WORK TO COMPLETE: Write out each line exactly as given. Leave the pictures out of your copy.

'''

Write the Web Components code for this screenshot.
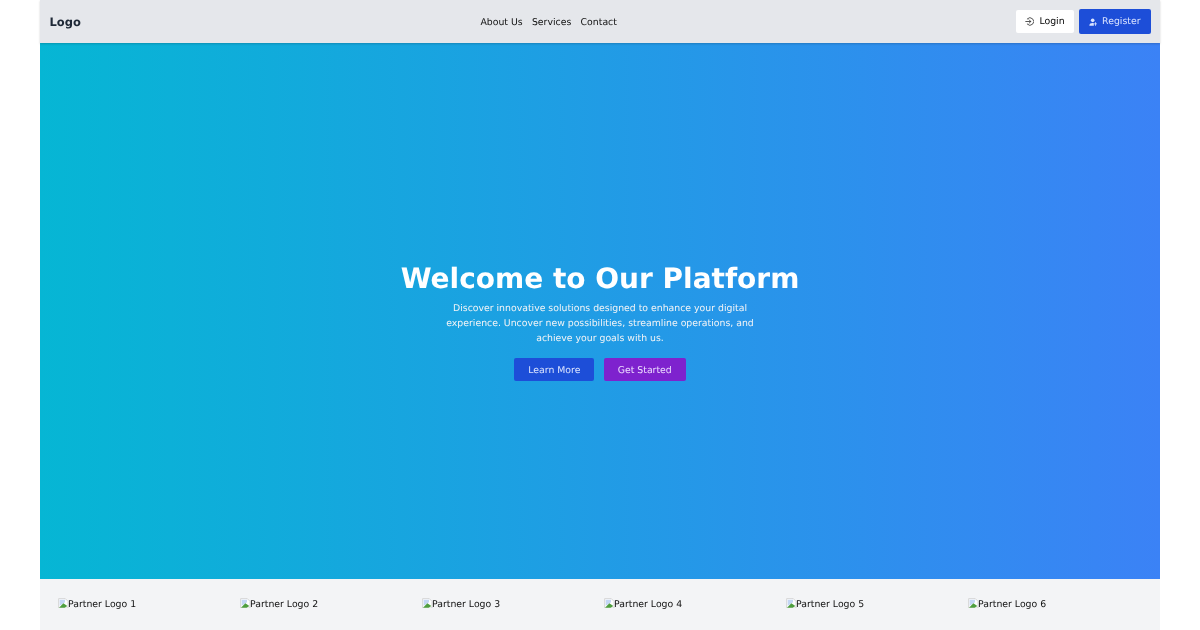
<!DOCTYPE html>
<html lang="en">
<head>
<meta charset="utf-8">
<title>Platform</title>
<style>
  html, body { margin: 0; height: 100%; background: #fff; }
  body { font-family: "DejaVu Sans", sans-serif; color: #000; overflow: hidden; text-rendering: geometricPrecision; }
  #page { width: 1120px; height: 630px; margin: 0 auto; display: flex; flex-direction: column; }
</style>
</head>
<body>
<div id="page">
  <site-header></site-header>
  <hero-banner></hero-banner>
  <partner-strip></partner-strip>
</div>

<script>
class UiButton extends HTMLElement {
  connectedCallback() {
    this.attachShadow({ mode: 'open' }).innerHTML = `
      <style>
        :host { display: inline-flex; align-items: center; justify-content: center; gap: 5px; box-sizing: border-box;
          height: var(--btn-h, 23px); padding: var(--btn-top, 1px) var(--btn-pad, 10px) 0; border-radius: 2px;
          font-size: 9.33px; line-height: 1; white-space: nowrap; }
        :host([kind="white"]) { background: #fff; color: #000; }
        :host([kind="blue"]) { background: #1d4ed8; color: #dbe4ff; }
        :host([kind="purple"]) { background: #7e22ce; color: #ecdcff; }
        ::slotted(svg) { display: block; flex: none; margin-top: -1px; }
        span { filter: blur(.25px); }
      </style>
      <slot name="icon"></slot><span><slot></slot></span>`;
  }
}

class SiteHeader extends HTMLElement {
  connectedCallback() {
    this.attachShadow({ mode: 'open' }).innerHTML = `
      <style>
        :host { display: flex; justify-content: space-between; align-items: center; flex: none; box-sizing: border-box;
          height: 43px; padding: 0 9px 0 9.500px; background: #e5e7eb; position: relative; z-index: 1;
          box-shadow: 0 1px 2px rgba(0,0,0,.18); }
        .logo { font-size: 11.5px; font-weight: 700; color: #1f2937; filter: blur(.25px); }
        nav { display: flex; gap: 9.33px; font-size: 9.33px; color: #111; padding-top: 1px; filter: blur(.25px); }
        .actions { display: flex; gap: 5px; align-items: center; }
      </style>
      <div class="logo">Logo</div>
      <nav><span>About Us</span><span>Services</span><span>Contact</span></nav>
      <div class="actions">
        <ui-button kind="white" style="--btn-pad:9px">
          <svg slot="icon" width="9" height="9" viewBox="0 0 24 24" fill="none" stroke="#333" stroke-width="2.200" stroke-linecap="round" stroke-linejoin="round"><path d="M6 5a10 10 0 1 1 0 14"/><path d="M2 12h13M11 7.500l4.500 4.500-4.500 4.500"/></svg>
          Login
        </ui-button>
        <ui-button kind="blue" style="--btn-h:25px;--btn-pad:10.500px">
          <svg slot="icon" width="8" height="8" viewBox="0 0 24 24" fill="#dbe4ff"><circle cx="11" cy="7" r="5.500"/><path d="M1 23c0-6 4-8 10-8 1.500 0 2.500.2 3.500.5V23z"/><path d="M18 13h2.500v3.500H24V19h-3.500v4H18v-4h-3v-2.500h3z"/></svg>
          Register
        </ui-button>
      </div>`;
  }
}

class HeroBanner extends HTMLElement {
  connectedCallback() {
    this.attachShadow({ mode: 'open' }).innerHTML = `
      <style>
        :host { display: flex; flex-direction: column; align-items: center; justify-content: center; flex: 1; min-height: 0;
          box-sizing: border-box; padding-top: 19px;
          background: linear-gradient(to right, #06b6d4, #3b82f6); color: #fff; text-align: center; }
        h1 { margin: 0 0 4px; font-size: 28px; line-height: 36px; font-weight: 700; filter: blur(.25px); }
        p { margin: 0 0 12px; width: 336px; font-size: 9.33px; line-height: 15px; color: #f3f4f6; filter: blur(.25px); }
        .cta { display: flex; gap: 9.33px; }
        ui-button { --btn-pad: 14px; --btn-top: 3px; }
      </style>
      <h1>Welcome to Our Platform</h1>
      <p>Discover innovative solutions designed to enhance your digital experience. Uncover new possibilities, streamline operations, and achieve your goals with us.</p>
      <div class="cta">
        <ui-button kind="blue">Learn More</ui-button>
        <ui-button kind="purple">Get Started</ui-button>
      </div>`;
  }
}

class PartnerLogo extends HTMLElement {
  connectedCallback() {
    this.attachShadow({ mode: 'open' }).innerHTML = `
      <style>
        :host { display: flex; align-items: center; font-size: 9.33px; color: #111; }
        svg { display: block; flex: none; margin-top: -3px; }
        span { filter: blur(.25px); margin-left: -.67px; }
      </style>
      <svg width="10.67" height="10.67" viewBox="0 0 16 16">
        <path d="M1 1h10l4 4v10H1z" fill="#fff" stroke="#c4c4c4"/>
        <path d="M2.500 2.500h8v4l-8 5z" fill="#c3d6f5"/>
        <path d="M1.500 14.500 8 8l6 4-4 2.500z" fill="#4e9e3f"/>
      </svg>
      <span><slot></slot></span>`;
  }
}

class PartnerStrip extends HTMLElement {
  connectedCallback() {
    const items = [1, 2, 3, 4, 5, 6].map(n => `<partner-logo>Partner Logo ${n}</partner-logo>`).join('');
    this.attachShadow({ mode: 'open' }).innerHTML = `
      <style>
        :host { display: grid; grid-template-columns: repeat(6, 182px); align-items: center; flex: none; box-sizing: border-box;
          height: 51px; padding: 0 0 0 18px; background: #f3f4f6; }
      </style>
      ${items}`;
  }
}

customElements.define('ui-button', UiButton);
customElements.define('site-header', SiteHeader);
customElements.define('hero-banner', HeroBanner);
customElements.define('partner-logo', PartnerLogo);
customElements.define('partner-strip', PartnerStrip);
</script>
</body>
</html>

'''

ANSWER TO THIS EXERCISE:
Write the Web Components code for this screenshot.
<!DOCTYPE html>
<html lang="en">
<head>
<meta charset="utf-8">
<title>Platform</title>
<style>
  html, body { margin: 0; height: 100%; background: #fff; }
  body { font-family: "DejaVu Sans", sans-serif; color: #000; overflow: hidden; text-rendering: geometricPrecision; }
  #page { width: 1120px; height: 630px; margin: 0 auto; display: flex; flex-direction: column; }
</style>
</head>
<body>
<div id="page">
  <site-header></site-header>
  <hero-banner></hero-banner>
  <partner-strip></partner-strip>
</div>

<script>
class UiButton extends HTMLElement {
  connectedCallback() {
    this.attachShadow({ mode: 'open' }).innerHTML = `
      <style>
        :host { display: inline-flex; align-items: center; justify-content: center; gap: 5px; box-sizing: border-box;
          height: var(--btn-h, 23px); padding: var(--btn-top, 1px) var(--btn-pad, 10px) 0; border-radius: 2px;
          font-size: 9.33px; line-height: 1; white-space: nowrap; }
        :host([kind="white"]) { background: #fff; color: #000; }
        :host([kind="blue"]) { background: #1d4ed8; color: #dbe4ff; }
        :host([kind="purple"]) { background: #7e22ce; color: #ecdcff; }
        ::slotted(svg) { display: block; flex: none; margin-top: -1px; }
        span { filter: blur(.25px); }
      </style>
      <slot name="icon"></slot><span><slot></slot></span>`;
  }
}

class SiteHeader extends HTMLElement {
  connectedCallback() {
    this.attachShadow({ mode: 'open' }).innerHTML = `
      <style>
        :host { display: flex; justify-content: space-between; align-items: center; flex: none; box-sizing: border-box;
          height: 43px; padding: 0 9px 0 9.500px; background: #e5e7eb; position: relative; z-index: 1;
          box-shadow: 0 1px 2px rgba(0,0,0,.18); }
        .logo { font-size: 11.5px; font-weight: 700; color: #1f2937; filter: blur(.25px); }
        nav { display: flex; gap: 9.33px; font-size: 9.33px; color: #111; padding-top: 1px; filter: blur(.25px); }
        .actions { display: flex; gap: 5px; align-items: center; }
      </style>
      <div class="logo">Logo</div>
      <nav><span>About Us</span><span>Services</span><span>Contact</span></nav>
      <div class="actions">
        <ui-button kind="white" style="--btn-pad:9px">
          <svg slot="icon" width="9" height="9" viewBox="0 0 24 24" fill="none" stroke="#333" stroke-width="2.200" stroke-linecap="round" stroke-linejoin="round"><path d="M6 5a10 10 0 1 1 0 14"/><path d="M2 12h13M11 7.500l4.500 4.500-4.500 4.500"/></svg>
          Login
        </ui-button>
        <ui-button kind="blue" style="--btn-h:25px;--btn-pad:10.500px">
          <svg slot="icon" width="8" height="8" viewBox="0 0 24 24" fill="#dbe4ff"><circle cx="11" cy="7" r="5.500"/><path d="M1 23c0-6 4-8 10-8 1.500 0 2.500.2 3.500.5V23z"/><path d="M18 13h2.500v3.500H24V19h-3.500v4H18v-4h-3v-2.500h3z"/></svg>
          Register
        </ui-button>
      </div>`;
  }
}

class HeroBanner extends HTMLElement {
  connectedCallback() {
    this.attachShadow({ mode: 'open' }).innerHTML = `
      <style>
        :host { display: flex; flex-direction: column; align-items: center; justify-content: center; flex: 1; min-height: 0;
          box-sizing: border-box; padding-top: 19px;
          background: linear-gradient(to right, #06b6d4, #3b82f6); color: #fff; text-align: center; }
        h1 { margin: 0 0 4px; font-size: 28px; line-height: 36px; font-weight: 700; filter: blur(.25px); }
        p { margin: 0 0 12px; width: 336px; font-size: 9.33px; line-height: 15px; color: #f3f4f6; filter: blur(.25px); }
        .cta { display: flex; gap: 9.33px; }
        ui-button { --btn-pad: 14px; --btn-top: 3px; }
      </style>
      <h1>Welcome to Our Platform</h1>
      <p>Discover innovative solutions designed to enhance your digital experience. Uncover new possibilities, streamline operations, and achieve your goals with us.</p>
      <div class="cta">
        <ui-button kind="blue">Learn More</ui-button>
        <ui-button kind="purple">Get Started</ui-button>
      </div>`;
  }
}

class PartnerLogo extends HTMLElement {
  connectedCallback() {
    this.attachShadow({ mode: 'open' }).innerHTML = `
      <style>
        :host { display: flex; align-items: center; font-size: 9.33px; color: #111; }
        svg { display: block; flex: none; margin-top: -3px; }
        span { filter: blur(.25px); margin-left: -.67px; }
      </style>
      <svg width="10.67" height="10.67" viewBox="0 0 16 16">
        <path d="M1 1h10l4 4v10H1z" fill="#fff" stroke="#c4c4c4"/>
        <path d="M2.500 2.500h8v4l-8 5z" fill="#c3d6f5"/>
        <path d="M1.500 14.500 8 8l6 4-4 2.500z" fill="#4e9e3f"/>
      </svg>
      <span><slot></slot></span>`;
  }
}

class PartnerStrip extends HTMLElement {
  connectedCallback() {
    const items = [1, 2, 3, 4, 5, 6].map(n => `<partner-logo>Partner Logo ${n}</partner-logo>`).join('');
    this.attachShadow({ mode: 'open' }).innerHTML = `
      <style>
        :host { display: grid; grid-template-columns: repeat(6, 182px); align-items: center; flex: none; box-sizing: border-box;
          height: 51px; padding: 0 0 0 18px; background: #f3f4f6; }
      </style>
      ${items}`;
  }
}

customElements.define('ui-button', UiButton);
customElements.define('site-header', SiteHeader);
customElements.define('hero-banner', HeroBanner);
customElements.define('partner-logo', PartnerLogo);
customElements.define('partner-strip', PartnerStrip);
</script>
</body>
</html>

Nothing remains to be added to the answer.